How to Calculate the Alternative Minimum Tax

Navigate the Alternative Minimum Tax. We explain the complex adjustments, phase-outs, and the Minimum Tax Credit mechanism.

The Alternative Minimum Tax (AMT) operates as a parallel federal tax system designed to ensure that high-income taxpayers pay a minimum amount of tax, regardless of the deductions, exclusions, and credits they claim under the regular income tax rules. The original purpose of this tax, enacted in 1969, was to prevent wealthy individuals from using various tax preferences to reduce their liability to zero. Taxpayers must calculate their liability under both the regular tax system and the AMT system. The final obligation is the greater of the two calculations, meaning the AMT functions as a true minimum floor for tax payment.

Determining If You Are Subject to AMT

The initial step in managing the AMT is determining whether your financial situation requires the full calculation. Taxpayers whose income exceeds a certain threshold or who have significant “tax preference items” must proceed with the detailed computation on IRS Form 6251. The AMT is most commonly triggered when a taxpayer’s adjusted gross income surpasses the specific exemption phase-out thresholds.

For the 2025 tax year, the exemption amount is $137,000 for Married Filing Jointly (MFJ) and $88,100 for Single filers. If your Alternative Minimum Taxable Income (AMTI) is below the corresponding exemption amount, you will generally not owe the AMT.

If your AMTI exceeds the exemption phase-out threshold, the exemption begins to phase out.

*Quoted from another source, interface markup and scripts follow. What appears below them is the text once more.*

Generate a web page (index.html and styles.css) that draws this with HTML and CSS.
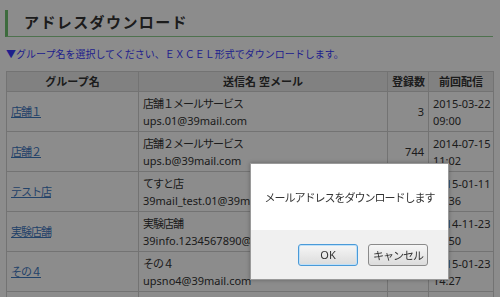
FILE: index.html
```html
<!DOCTYPE html>
<html lang="ja">
  <head>
    <meta charset="UTF-8" />
    <meta name="viewport" content="width=device-width, initial-scale=1.0" />
    <title>アドレスダウンロード</title>
    <link rel="stylesheet" href="styles.css">
  </head>

  <body>
    <div class="page">
      <h2 class="page-title">アドレスダウンロード</h2>
      <p class="guide">▼グループ名を選択してください、ＥＸＣＥＬ形式でダウンロードします。</p>

      <table class="group-table">
        <colgroup>
          <col class="col-name" />
          <col class="col-sender" />
          <col class="col-count" />
          <col class="col-date" />
        </colgroup>
        <thead>
          <tr>
            <th>グループ名</th>
            <th>送信名 空メール</th>
            <th>登録数</th>
            <th>前回配信</th>
          </tr>
        </thead>
        <tbody>
          <tr>
            <td><a href="#" class="jp">店舗１</a></td>
            <td><span class="jp">店舗１メールサービス</span><br />ups.01@39mail.com</td>
            <td class="num">3</td>
            <td>2015-03-22<br />09:00</td>
          </tr>
          <tr>
            <td><a href="#" class="jp">店舗２</a></td>
            <td><span class="jp">店舗２メールサービス</span><br />ups.b@39mail.com</td>
            <td class="num">744</td>
            <td>2014-07-15<br />11:02</td>
          </tr>
          <tr>
            <td><a href="#" class="jp">テスト店</a></td>
            <td><span class="jp">てすと店</span><br />39mail_test.01@39mail.com</td>
            <td class="num">12</td>
            <td>2015-01-11<br />10:36</td>
          </tr>
          <tr>
            <td><a href="#" class="jp">実験店舗</a></td>
            <td><span class="jp">実験店舗</span><br />39info.1234567890@39mail.com</td>
            <td class="num">5</td>
            <td>2014-11-23<br />15:50</td>
          </tr>
          <tr>
            <td><a href="#" class="jp">その４</a></td>
            <td><span class="jp">その４</span><br />upsno4@39mail.com</td>
            <td class="num">8</td>
            <td>2015-01-23<br />14:27</td>
          </tr>
          <tr>
            <td><a href="#" class="jp">その５</a></td>
            <td><span class="jp">その５</span><br />upsno5@39mail.com</td>
            <td class="num">2</td>
            <td>2015-01-30<br />12:00</td>
          </tr>
        </tbody>
      </table>
    </div>

    <!-- confirm dialog -->
    <div class="overlay"></div>
    <div class="dialog">
      <div class="dialog-body">
        <p class="jp">メールアドレスをダウンロードします</p>
      </div>
      <div class="dialog-footer">
        <button class="btn btn-ok">OK</button>
        <button class="btn jp">キャンセル</button>
      </div>
    </div>
  </body>
</html>
```

FILE: styles.css
```css
body {
  font-family: "Noto Sans", "Noto Sans CJK JP", sans-serif;
  font-size: 11px;
  color: #333;
  background-color: #ffffff;
  margin: 0;
  overflow: hidden;
}

.page {
  padding: 10px 7px 0 6px;
}

.jp {
  letter-spacing: -1px;
}

.page-title {
  margin: 0 0 0 -1px;
  height: 26px;
  line-height: 24px;
  padding-left: 16px;
  border-left: 3px solid #6fc36f;
  border-bottom: 1px solid #8fcf8f;
  font-size: 15px;
  letter-spacing: 1.4px;
  color: #333;
}

.guide {
  margin: 9px 0 0 0;
  height: 17px;
  line-height: 17px;
  font-size: 10px;
  color: #3a3aff;
}

.group-table {
  margin-top: 8px;
  width: 487px;
  table-layout: fixed;
  border-collapse: collapse;
}

.col-name {
  width: 132px;
}

.col-sender {
  width: 249px;
}

.col-count {
  width: 41px;
}

.col-date {
  width: 65px;
}

.group-table th,
.group-table td {
  border: 1px solid #d2d2d2;
  padding: 2px 4px;
  line-height: 17px;
  text-align: left;
  white-space: nowrap;
  overflow: hidden;
}

.group-table th {
  background-color: #ececec;
  text-align: center;
  font-weight: bold;
  height: 15px;
  padding: 1px 4px;
}

.group-table td {
  height: 35px;
}

.group-table a {
  color: #3f78c0;
  text-decoration: underline;
}

.group-table .num {
  text-align: right;
}

.overlay {
  position: fixed;
  inset: 0;
  background-color: rgba(0, 0, 0, 0.45);
}

.dialog {
  position: fixed;
  left: 250px;
  top: 163px;
  width: 197px;
  border: 1px solid #9a9a9a;
  background-color: #fff;
  box-shadow: 0 0 4px rgba(0, 0, 0, 0.3);
}

.dialog-body {
  height: 66px;
  display: flex;
  align-items: center;
  justify-content: center;
}

.dialog-body p {
  margin: 0 0 0 0;
  font-size: 11px;
  color: #333;
}

.dialog-footer {
  height: 49px;
  background-color: #f0f0f0;
  display: flex;
  justify-content: flex-end;
  align-items: center;
  gap: 10px;
  padding-right: 20px;
}

.btn {
  width: 60px;
  height: 22px;
  padding: 0;
  font-family: inherit;
  font-size: 11px;
  color: #333;
  border: 1px solid #8a8a8a;
  border-radius: 3px;
  background: linear-gradient(#f6f6f6, #dcdcdc);
  cursor: pointer;
}

.btn-ok {
  border-color: #4a9ad8;
  box-shadow: inset 0 0 0 1px #bfe0f8;
}
```
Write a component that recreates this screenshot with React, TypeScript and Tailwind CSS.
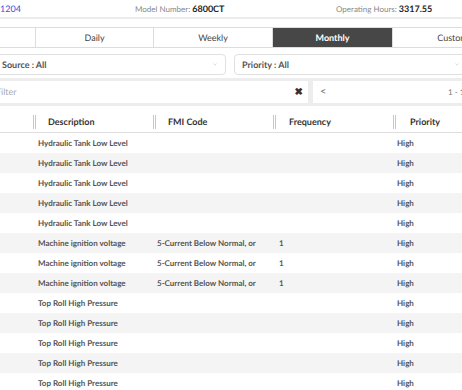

For 2025, this threshold is $1,252,700 for MFJ filers and $626,350 for Single filers. The exemption amount is reduced by 25 cents for every dollar above the threshold, effectively increasing the amount of income subject to the AMT rates.

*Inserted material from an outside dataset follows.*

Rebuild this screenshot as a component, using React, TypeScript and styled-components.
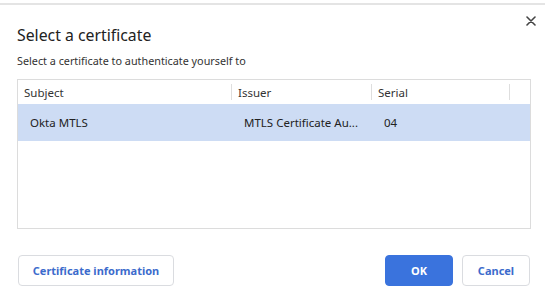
import React from "react";
import styled, { createGlobalStyle } from "styled-components";

const Global = createGlobalStyle`
  html, body { margin: 0; padding: 0; background: #fff; }
  body { font-family: "Noto Sans", "Open Sans", sans-serif; color: #333; }
`;

const Dialog = styled.div`
  width: 547px;
  height: 298px;
  box-sizing: border-box;
  padding-top: 3px;
  display: flex;
  flex-direction: column;
`;

const TopRule = styled.div`
  height: 2px;
  margin-right: 2px;
  background: #e4e4e4;
`;

const Header = styled.div`
  display: flex;
  justify-content: space-between;
  align-items: flex-start;
  padding: 0 7px 0 17px;
`;

const Title = styled.h1`
  margin: 20px 0 0;
  font-size: 15.8px;
  font-weight: 400;
  line-height: 20px;
  color: #222;
`;

const Close = styled.button`
  border: none;
  background: none;
  padding: 0;
  margin-top: 7px;
  width: 18px;
  height: 18px;
  display: flex;
  align-items: center;
  justify-content: center;
  color: #444;
`;

const Subtitle = styled.p`
  margin: 8px 0 0 17px;
  font-size: 10.8px;
  line-height: 16px;
  color: #333;
`;

const Table = styled.div`
  margin: 10px 16px 0 17px;
  height: 150px;
  box-sizing: border-box;
  border: 1px solid #dcdcdc;
  display: flex;
  flex-direction: column;
`;

const Cols = "214px 140px 138px 1fr";

const HeadRow = styled.div`
  display: grid;
  grid-template-columns: ${Cols};
  height: 24px;
  align-items: center;
`;

const HeadCell = styled.div<{ $divider?: boolean }>`
  font-size: 11.5px;
  padding-left: 6px;
  display: flex;
  align-items: center;
  border-right: ${(p) => (p.$divider ? "1px solid #dedede" : "none")};
  box-sizing: border-box;
  height: 16px;
  color: #333;
`;

const BodyRow = styled.div<{ $selected?: boolean }>`
  display: grid;
  grid-template-columns: ${Cols};
  height: 37px;
  align-items: center;
  background: ${(p) => (p.$selected ? "#cddcf4" : "transparent")};
`;

const Cell = styled.div`
  font-size: 11.5px;
  padding-left: 12px;
  white-space: nowrap;
  color: #222;
`;

const Footer = styled.div`
  display: flex;
  align-items: center;
  padding: 26px 17px 0 18px;
  gap: 9px;
`;

const Spacer = styled.div`
  flex: 1;
`;

const Button = styled.button<{ $primary?: boolean; $w: number }>`
  width: ${(p) => p.$w}px;
  height: 31px;
  box-sizing: border-box;
  border-radius: 4px;
  font-family: inherit;
  font-size: 11px;
  font-weight: 700;
  border: 1px solid ${(p) => (p.$primary ? "#3a73dd" : "#dadce0")};
  background: ${(p) => (p.$primary ? "#3a73dd" : "#fff")};
  color: ${(p) => (p.$primary ? "#fff" : "#3c6bcc")};
  padding: 0;
`;

export default function App() {
  return (
    <>
      <Global />
      <Dialog>
        <TopRule />
        <Header>
          <Title>Select a certificate</Title>
          <Close aria-label="Close">
            <svg width="10" height="10" viewBox="0 0 10 10">
              <path d="M1 1L9 9M9 1L1 9" stroke="#444" strokeWidth="1.6" strokeLinecap="round" />
            </svg>
          </Close>
        </Header>
        <Subtitle>Select a certificate to authenticate yourself to</Subtitle>
        <Table>
          <HeadRow>
            <HeadCell $divider>Subject</HeadCell>
            <HeadCell $divider>Issuer</HeadCell>
            <HeadCell $divider>Serial</HeadCell>
            <HeadCell />
          </HeadRow>
          <BodyRow $selected>
            <Cell>Okta MTLS</Cell>
            <Cell>MTLS Certificate Au...</Cell>
            <Cell>04</Cell>
            <Cell />
          </BodyRow>
        </Table>
        <Footer>
          <Button $w={156}>Certificate information</Button>
          <Spacer />
          <Button $primary $w={68}>OK</Button>
          <Button $w={68}>Cancel</Button>
        </Footer>
      </Dialog>
    </>
  );
}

Common triggers for the AMT involve state and local tax deductions, the exercise of Incentive Stock Options (ISOs), and certain types of accelerated depreciation.

Calculating Alternative Minimum Taxable Income (AMTI)

Alternative Minimum Taxable Income (AMTI) is the base upon which the AMT is calculated, and its derivation begins with your regular taxable income. Taxable income is increased by adding back specific adjustments and preferences.

The most common and impactful adjustment is the disallowance of the State and Local Tax (SALT) deduction. Under the regular tax system, taxpayers may deduct up to $10,000 in state and local income and property taxes. This entire amount must be added back to taxable income for AMTI calculation purposes.

The standard deduction is also disallowed in the AMTI calculation. For taxpayers who itemize deductions on Schedule A, disallowed items include miscellaneous itemized deductions that were subject to the 2% AGI floor.

A frequent trigger is the treatment of Incentive Stock Options (ISOs). When an ISO is exercised, the difference between the fair market value (FMV) of the stock at exercise and the exercise price (the bargain element) is not taxed under the regular system. However, this bargain element is treated as income for AMTI purposes in the year of exercise.

Depreciation is another area where adjustments are required, as the AMT rules mandate longer recovery periods for certain property than the regular tax system permits. These adjustments and preferences are added to regular taxable income to arrive at the final AMTI figure.

The Role of the AMT Exemption and Tentative Minimum Tax

Once the Alternative Minimum Taxable Income (AMTI) is finalized, the next step is applying the AMT exemption amount. The applicable exemption is subtracted directly from the AMTI.

For the 2025 tax year, the maximum exemption amount is $137,000 for Married Filing Jointly (MFJ) and $88,100 for Single filers. However, the exemption is subject to a strict phase-out rule for higher earners.

The phase-out begins when AMTI exceeds the threshold of $1,252,700 for MFJ and $626,350 for Single filers. The exemption amount is then reduced by 25 cents for every dollar of AMTI above the applicable threshold.

The AMT imposes two flat rates: 26% and 28%. The 26% rate applies to the first $239,100 of taxable AMTI for 2025. The 28% rate applies to any amount exceeding that figure.

The resulting tax figure is the Tentative Minimum Tax (TMT). The taxpayer’s ultimate obligation is the amount by which the TMT exceeds their regular income tax liability, which is the actual AMT owed.

Understanding the Minimum Tax Credit

The Minimum Tax Credit (MTC) is a mechanism designed to prevent double taxation on income subject to a timing difference between the two tax systems. The MTC is only generated by “deferral items,” not “exclusion items.”

Exclusion items, such as the disallowed State and Local Tax (SALT) deduction, result in a permanent tax benefit lost under the AMT. Deferral items, like the bargain element of Incentive Stock Options (ISOs) or certain accelerated depreciation adjustments, are different because the income will eventually be taxed under the regular system in a later year. The MTC allows the taxpayer to recoup the AMT paid on these deferral items.

The credit is calculated on IRS Form 8801, Credit for Prior Year Minimum Tax—Individuals, Estates, and Trusts. The MTC can be carried forward indefinitely. The taxpayer may use the accumulated MTC to reduce their regular tax liability in a future year.

The credit can only be claimed in a year when the taxpayer is not subject to the AMT.